Interviewing candidates can be time-consuming, especially if the right candidate seems to be just beyond your reach. Many companies have utilized employment applications as an additional screening tool, asking specific questions within the application itself. This way, hiring managers can better determine which candidates will be worth the time of an interview, and which to avoid.

According to a representative from Andijar Levine, “Hiring the right candidate for the right job not only helps job performance, but it provides the best environment for employees to be successful. When employees like what they do, it shows in their work.” Clearly,  employee satisfaction is essential. 

To aid in the screening process, we have provided the seven most common questions used to screen job applicants. These can be asked at an actual interview, but they prove most useful on the initial application to help decide which candidates warrant an in-person interview.

What days and times are you available to work during the week? How many hours per week are you available to work?

Although this may seem like a silly question, some candidates will apply for positions that require hours they are not willing to work. Some candidates may overlook the specific hours, while others think that if they are offered the job, they will be able to negotiate.

Are you willing to undergo a drug test and a background check as part of the hiring process?

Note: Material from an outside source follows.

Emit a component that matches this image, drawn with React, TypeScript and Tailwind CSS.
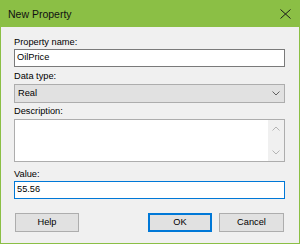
import React from 'react';

function Label({ children, className = '' }: { children: React.ReactNode; className?: string }) {
  return <div className={`h-[12px] text-[9.25px] leading-[12px] text-black ${className}`}>{children}</div>;
}

function Chevron({ up = false, color }: { up?: boolean; color: string }) {
  return (
    <svg width="8" height="5" viewBox="0 0 8 5" className="block">
      <path d={up ? 'M0.5 4.5 L4 1 L7.5 4.5' : 'M0.5 0.5 L4 4 L7.5 0.5'} fill="none" stroke={color} strokeWidth="1" />
    </svg>
  );
}

export default function App() {
  return (
    <div className="w-[300px] h-[244px] flex flex-col font-['Liberation_Sans',Arial,sans-serif]">
      <div className="h-[27px] bg-[#8bbf45] flex items-center justify-between pl-[8px] pr-[9px]">
        <span className="text-[10.5px] leading-[14px] text-[#111] mt-[1px]">New Property</span>
        <svg width="11" height="10" viewBox="0 0 11 10" className="block">
          <path d="M0.5 0.5 L10.5 9.5 M10.5 0.5 L0.5 9.5" stroke="#1a1a1a" strokeWidth="1" />
        </svg>
      </div>

      <div className="flex-1 bg-[#f0f0f0] border-x border-b border-[#8bbf45] pl-[13px] pr-[14px] pt-[9px] flex flex-col">
        <Label>Property name:</Label>
        <div className="mt-[1px] h-[18px] bg-white border border-[#7a7a7a] flex items-center px-[2px] text-[9.25px]">
          OilPrice
        </div>

        <Label className="mt-[3px]">Data type:</Label>
        <div className="mt-[2px] h-[19px] bg-[#e1e1e1] border border-[#adadad] flex items-center justify-between pl-[3px] pr-[4px] text-[9.25px]">
          <span>Real</span>
          <Chevron color="#606060" />
        </div>

        <Label className="mt-[2px]">Description:</Label>
        <div className="mt-[2px] h-[43px] bg-white border border-[#adadad] flex justify-end">
          <div className="w-[16px] bg-[#f0f0f0] flex flex-col items-center justify-between py-[6px]">
            <Chevron up color="#b4b4b4" />
            <Chevron color="#b4b4b4" />
          </div>
        </div>

        <Label className="mt-[6px]">Value:</Label>
        <div className="mt-[1px] h-[18px] bg-white border border-[#0078d7] flex items-center px-[2px] text-[9.25px]">
          55.56
        </div>

        <div className="mt-[14px] flex justify-between">
          <button className="ml-[1px] w-[64px] h-[19px] bg-[#e1e1e1] border border-[#adadad] text-[9.25px] leading-none">
            Help
          </button>
          <div className="flex gap-[7px] mr-px">
            <button className="w-[64px] h-[19px] bg-[#e1e1e1] border-2 border-[#0078d7] text-[9.25px] leading-none">
              OK
            </button>
            <button className="w-[65px] h-[19px] bg-[#e1e1e1] border border-[#adadad] text-[9.25px] leading-none">
              Cancel
            </button>
          </div>
        </div>
      </div>
    </div>
  );
}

This question lets applicants who may not pass a background or drug test know that this probably isn’t the job for them. It could save them – and the interview team – a lot of time later down the road.

Do you meet the minimum qualifications for this position?

Sometimes applicants will apply for a position in which they are not entirely qualified. In some cases, this is not a big deal. In other cases, it is a deal-breaker. Asking the question upfront can avoid wasted time in the future.

Can you provide a sample of your work?

Although this question may not be pertinent in every situation, asking for a sample of the applicant’s work can provide a great insight into their abilities. The work that they provide should be an example of their best work, so if what they have provided is not up to the standards of the business, they probably aren’t the right person for the job.

Why would you like to work for our company?

This question causes the candidate to cater the application to the specific company and position in which they are applying. It can also cause them to consider the company and why they are applying, eliminating individuals who turn in generic applications to every company hiring.

What is your ideal job?

Although the answer to this question will likely not be the entire truth, if an applicant applying for a position working in an isolated environment says their ideal job would be interacting with groups of people, they are likely not the best fit for the position.

What attributes are you looking for in an employer?

The answer to this question will show whether the applicant’s expectations of an employer fit with the qualities in which they are applying. If the applicant is looking for a strict, disciplined, and scripted employer and they are applying to work for a company who is lax, lenient, or fluid, the candidate is likely not going to fit well.